MARK SCHUSTER is the Dean of Graduate Students for Rutgers New Brunswick. Dean Schuster is affiliate faculty in American Studies, Psychology, and Women’s and Gender Studies and the Graduate School of Education. He teaches undergraduate and graduate courses on sport, gender and sexuality, and most recently courses that focus on transforming bodies and intersecting identities in American Culture. He has presented with Patricia Griffin on LGBT athletes at the NCAA National Convention in Atlanta, was on the Executive Board of the first LGBT athlete conferences in the US, and was on the inaugural team that created the Standing Committee for Lesbian, Gay, Bisexual and Transgender Awareness for the American College Personnel Association. Dean Schuster has been a keynote speaker on civility, and the intersectionality of sport, gender and sexuality at both the national and international level. Dean Schuster has a Bachelors in English and Communications from SUNY Plattsburgh and graduate work in Business Administration from the University of New Hampshire before he became a Vice President of Operations for a software development company. He received a Master’s in Sport Psychology and Cultural Studies of Sport concurrently with his PhD coursework in Higher Education, both from the University of Iowa before joining Rutgers.

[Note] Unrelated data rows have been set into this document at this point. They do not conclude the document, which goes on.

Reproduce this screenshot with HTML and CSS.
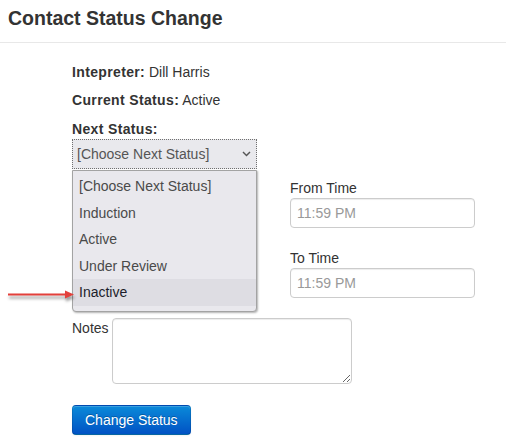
FILE: index.html
```html
<!DOCTYPE html>
<html lang="en">
<head>
<meta charset="utf-8">
<title>Contact Status Change</title>
<link rel="stylesheet" href="styles.css">
</head>
<body>
<header class="page-header">
  <h1 class="title">Contact Status Change</h1>
</header>
<main class="form">
  <p class="info"><strong class="key">Intepreter:</strong> Dill Harris</p>
  <p class="info"><strong class="key">Current Status:</strong> Active</p>
  <div class="field">
    <div class="field-label key">Next Status:</div>
    <div class="select-wrap">
      <div class="select">
        <span class="select-text">[Choose Next Status]</span>
        <svg class="chevron" width="9" height="6" viewBox="0 0 9 6"><polyline points="1,1 4.5,4.6 8,1" fill="none" stroke="#555" stroke-width="1.4"/></svg>
      </div>
      <ul class="dropdown">
        <li class="option">[Choose Next Status]</li>
        <li class="option">Induction</li>
        <li class="option">Active</li>
        <li class="option">Under Review</li>
        <li class="option option-hover">Inactive</li>
      </ul>
    </div>
  </div>
  <div class="grid">
    <div class="col"><div class="lbl"></div><input class="input" type="text"></div>
    <div class="col"><div class="lbl">From Time</div><input class="input" type="text" placeholder="11:59 PM"></div>
    <div class="col"><div class="lbl"></div><input class="input" type="text"></div>
    <div class="col"><div class="lbl">To Time</div><input class="input" type="text" placeholder="11:59 PM"></div>
  </div>
  <div class="notes">
    <label class="notes-label">Notes</label>
    <textarea class="textarea"></textarea>
  </div>
  <button class="btn" type="button">Change Status</button>
</main>
<svg class="arrow" width="80" height="22" viewBox="0 0 80 22">
  <line x1="8" y1="10.5" x2="67" y2="10.5" stroke="#e3403b" stroke-width="2.2"/>
  <polygon points="65,6.5 74,10.5 65,14.5" fill="#e3403b"/>
</svg>
</body>
</html>
```
FILE: styles.css
```css
html, body {
  margin: 0;
  padding: 0;
  background: #fff;
}
body {
  font-family: "Liberation Sans", Arial, sans-serif;
  font-size: 14px;
  line-height: 20px;
  color: #333;
  position: relative;
  width: 506px;
  height: 444px;
  overflow: hidden;
}
.page-header {
  padding: 6px 8px 12px;
  border-bottom: 1px solid #e8e8e8;
}
.title {
  margin: 0;
  font-size: 19.5px;
  line-height: 24px;
  font-weight: bold;
  color: #333;
}
.form {
  padding: 18.5px 0 0 72px;
}
.info {
  margin: 0 0 8.5px;
  height: 20px;
}
.key {
  font-weight: bold;
  letter-spacing: 0.35px;
}
.field-label {
  height: 20px;
}
.select-wrap {
  position: relative;
  width: 185px;
}
.select {
  box-sizing: border-box;
  height: 30px;
  border: 1px dotted #707070;
  background: #e9e9ed;
  display: flex;
  align-items: center;
  justify-content: space-between;
  padding: 0 5px 0 4px;
  color: #555;
}
.chevron {
  display: block;
}
.dropdown {
  position: absolute;
  top: 31px;
  left: 0;
  width: 185px;
  box-sizing: border-box;
  margin: 0;
  padding: 2.5px 0 5.5px;
  list-style: none;
  background: #e9e8ed;
  border: 1px solid #a3a3a3;
  border-radius: 0 0 4px 4px;
  box-shadow: 1px 1px 2px rgba(0, 0, 0, 0.3);
  z-index: 5;
}
.option {
  height: 26.5px;
  line-height: 26.5px;
  padding-left: 6px;
  color: #4a4a4a;
}
.option-hover {
  background: #dedde3;
  color: #1d1d2b;
}
.grid {
  margin-top: 10.5px;
  display: grid;
  grid-template-columns: 185px 185px;
  column-gap: 33px;
  row-gap: 21px;
}
.col {
  display: flex;
  flex-direction: column;
}
.lbl {
  height: 19px;
  line-height: 19px;
}
.input {
  box-sizing: border-box;
  width: 185px;
  height: 30px;
  margin: 0;
  padding: 4px 6px;
  font-family: "Liberation Sans", Arial, sans-serif;
  font-size: 14px;
  line-height: 20px;
  color: #555;
  background: #fff;
  border: 1px solid #ccc;
  border-radius: 4px;
  box-shadow: inset 0 1px 1px rgba(0, 0, 0, 0.075);
  outline: none;
}
.input::placeholder {
  color: #999;
}
.notes {
  margin-top: 20px;
  display: flex;
  align-items: flex-start;
}
.notes-label {
  width: 40px;
  line-height: 20px;
}
.textarea {
  box-sizing: border-box;
  width: 240px;
  height: 66px;
  margin: 0;
  padding: 4px 6px;
  border: 1px solid #ccc;
  border-radius: 4px;
  box-shadow: inset 0 1px 1px rgba(0, 0, 0, 0.075);
  font-family: "Liberation Sans", Arial, sans-serif;
  font-size: 14px;
  outline: none;
}
.btn {
  display: block;
  margin-top: 21px;
  box-sizing: border-box;
  height: 30px;
  padding: 4px 12px;
  font-family: "Liberation Sans", Arial, sans-serif;
  font-size: 14px;
  line-height: 20px;
  color: #fff;
  text-shadow: 0 -1px 0 rgba(0, 0, 0, 0.25);
  background-color: #0062cc;
  background-image: linear-gradient(to bottom, #0a8ad9, #0152c4);
  border: 1px solid;
  border-color: rgba(0, 0, 0, 0.1) rgba(0, 0, 0, 0.1) rgba(0, 0, 0, 0.25);
  border-radius: 4px;
  box-shadow: inset 0 1px 0 rgba(255, 255, 255, 0.2), 0 1px 2px rgba(0, 0, 0, 0.05);
}
.arrow {
  position: absolute;
  left: 0;
  top: 284px;
  filter: drop-shadow(1px 3px 1.5px rgba(0, 0, 0, 0.4));
  z-index: 6;
}
```
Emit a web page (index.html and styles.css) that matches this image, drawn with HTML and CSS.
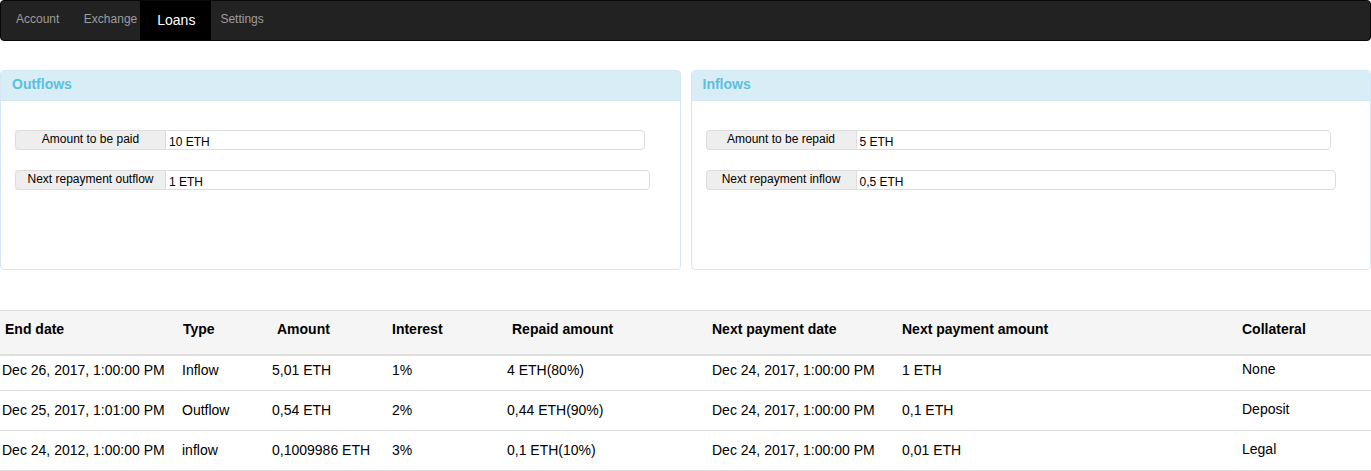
FILE: index.html
```html
<!DOCTYPE html>
<html>
<head>
<meta charset="utf-8">
<link rel="stylesheet" href="styles.css">
</head>
<body>
<nav class="navbar">
  <a class="nav-link first">Account</a>
  <a class="nav-link exchange">Exchange</a>
  <a class="nav-link active">Loans</a>
  <a class="nav-link settings">Settings</a>
</nav>

<div class="panels">
  <section class="panel">
    <div class="panel-heading">Outflows</div>
    <div class="panel-body">
      <div class="input-group">
        <span class="addon">Amount to be paid</span>
        <span class="field w480">10 ETH</span>
      </div>
      <div class="input-group">
        <span class="addon">Next repayment outflow</span>
        <span class="field w485">1 ETH</span>
      </div>
    </div>
  </section>
  <section class="panel">
    <div class="panel-heading">Inflows</div>
    <div class="panel-body">
      <div class="input-group">
        <span class="addon">Amount to be repaid</span>
        <span class="field w475">5 ETH</span>
      </div>
      <div class="input-group">
        <span class="addon">Next repayment inflow</span>
        <span class="field w480">0,5 ETH</span>
      </div>
    </div>
  </section>
</div>

<table class="loans">
  <colgroup>
    <col class="c1"><col class="c2"><col class="c3"><col class="c4">
    <col class="c5"><col class="c6"><col class="c7"><col class="c8">
  </colgroup>
  <thead>
    <tr>
      <th class="h-end">End date</th>
      <th class="h-type">Type</th>
      <th class="h-amount">Amount</th>
      <th>Interest</th>
      <th class="h-repaid">Repaid amount</th>
      <th>Next payment date</th>
      <th>Next payment amount</th>
      <th>Collateral</th>
    </tr>
  </thead>
  <tbody>
    <tr class="row-first">
      <td>Dec 26, 2017, 1:00:00 PM</td>
      <td>Inflow</td>
      <td>5,01 ETH</td>
      <td>1%</td>
      <td>4 ETH(80%)</td>
      <td>Dec 24, 2017, 1:00:00 PM</td>
      <td>1 ETH</td>
      <td class="coll">None</td>
    </tr>
    <tr>
      <td>Dec 25, 2017, 1:01:00 PM</td>
      <td>Outflow</td>
      <td>0,54 ETH</td>
      <td>2%</td>
      <td>0,44 ETH(90%)</td>
      <td>Dec 24, 2017, 1:00:00 PM</td>
      <td>0,1 ETH</td>
      <td class="coll">Deposit</td>
    </tr>
    <tr>
      <td>Dec 24, 2012, 1:00:00 PM</td>
      <td>inflow</td>
      <td>0,1009986 ETH</td>
      <td>3%</td>
      <td>0,1 ETH(10%)</td>
      <td>Dec 24, 2017, 1:00:00 PM</td>
      <td>0,01 ETH</td>
      <td class="coll">Legal</td>
    </tr>
  </tbody>
</table>
</body>
</html>
```

FILE: styles.css
```css
* { box-sizing: border-box; }

body {
  margin: 0;
  font-family: "Liberation Sans", Arial, sans-serif;
  color: #000;
  background: #fff;
}

/* Navbar */
.navbar {
  display: flex;
  align-items: stretch;
  height: 41px;
  background: #222;
  border: 1px solid #080808;
  border-radius: 4px;
}

.nav-link {
  display: flex;
  align-items: center;
  padding: 0 12px 3px 12px;
  font-size: 12px;
  color: #9d9d9d;
  text-decoration: none;
}

.nav-link.first { padding-left: 15px; padding-right: 12.5px; }
.nav-link.exchange { padding-left: 12px; padding-right: 3px; }
.nav-link.active {
  background: #000;
  color: #fff;
  font-size: 14px;
  padding: 0 16px 2px 17px;
}
.nav-link.settings { padding-left: 9px; }

/* Panels */
.panels {
  display: grid;
  grid-template-columns: 1fr 1fr;
  gap: 10px;
  margin-top: 29px;
}

.panel {
  height: 200px;
  border: 1px solid #d3e8f4;
  border-radius: 4px;
  overflow: hidden;
}

.panel-heading {
  height: 30px;
  padding: 5px 11px 0;
  background: #d9edf7;
  border-bottom: 1px solid #d3e8f4;
  color: #5bc0de;
  font-size: 14px;
  font-weight: bold;
}

.panel-body {
  display: flex;
  flex-direction: column;
  gap: 20px;
  padding: 29px 14px 0;
}

.input-group {
  display: flex;
  height: 20px;
  font-size: 12px;
}

.addon {
  width: 150px;
  flex: none;
  background: #eee;
  border: 1px solid #ddd;
  border-right: none;
  border-radius: 4px 0 0 4px;
  text-align: center;
  line-height: 16px;
  color: #000;
}

.field {
  border: 1px solid #ddd;
  border-radius: 0 4px 4px 0;
  padding: 3px 0 0 3px;
  line-height: 17px;
  color: #000;
}

.w475 { width: 475px; }
.w480 { width: 480px; }
.w485 { width: 485px; }

/* Table */
.loans {
  width: 100%;
  margin-top: 40px;
  border-collapse: collapse;
  table-layout: fixed;
  font-size: 14px;
}

.c1 { width: 180px; }
.c2 { width: 90px; }
.c3 { width: 120px; }
.c4 { width: 115px; }
.c5 { width: 205px; }
.c6 { width: 190px; }
.c7 { width: 340px; }
.c8 { width: auto; }

.loans thead tr {
  background: #f5f5f5;
  border-top: 1px solid #ddd;
  border-bottom: 2px solid #ddd;
}

.loans th {
  height: 44px;
  padding: 10px 2px 0;
  text-align: left;
  vertical-align: top;
  font-weight: bold;
  white-space: nowrap;
}

.loans th.h-end { padding-left: 5px; }
.loans th.h-type { padding-left: 3px; }
.loans th.h-amount { padding-left: 7px; }
.loans th.h-repaid { padding-left: 7px; }

.loans tbody tr {
  border-bottom: 1px solid #ddd;
}

.loans td {
  height: 40px;
  padding: 11px 2px 0;
  vertical-align: top;
  white-space: nowrap;
}

.loans tr.row-first td {
  height: 36px;
  padding-top: 6px;
}

.loans td.coll { padding-top: 10px; }
.loans tr.row-first td.coll { padding-top: 5px; }
```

BEN SIFUENTES-JÁUREGUI is associate professor of American studies and the author of Transvestism, Masculinity, and Latin American Literature (Palgrave, 2002). His research interests include Latino/a literature and culture, twentieth-century Latin American literature and cultural studies, gender theory and sexuality studies, and psychoanalysis. He teaches a variety of undergraduate courses on Latin American and US Latino/a literature, film, performance theory, and cultural practices. His graduate seminars include topics such as melodrama as hegemonic discourse in Latin American cultures; deconstruction and master narratives; interrogating critical concepts in gender and queer theory as they relate to a broad American context; representations of race, sexuality and gender in the cultural production of the nation; and US Latino/a identities and postcolonial theory. Presently he is working on two research projects: in The Avowal of Difference: Queer Latino American Narratives, he examines strategies of queer self-figuration in Latin American and Latino texts; in the other project, he investigates the relationship between melodrama and masochism in a series of Latin American novels, films, and essays.

KAREN R. STUBAUS is serving Rutgers University as vice president for academic affairs and administration. A 1972 Phi Beta Kappa graduate of Douglass College, Dr. Stubaus received her PhD in seventeenth-century American history from Rutgers in 1984. Her professional experience encompasses positions in the Bureau of Research of the New Jersey Division of Youth and Family Services, the Chancellor’s Office of the New Jersey Department of Higher Education, and the Office of the Dean of the College of Allied Health Sciences at Thomas Jefferson University in Philadelphia, before being recruited back to Rutgers in 1982. For the past thirty years her base of operations at Rutgers has been faculty and academic labor relations, in the context of which she negotiates and administers the labor agreements for Rutgers faculty, teaching assistants and graduate assistants, postdocs, and contingent faculty, as well as representing the university in any related litigation. She also practices crisis avoidance for the university on a daily basis. Dr. Stubaus also teaches whenever she is able in the Department of Women’s and Gender Studies and the Department of American Studies.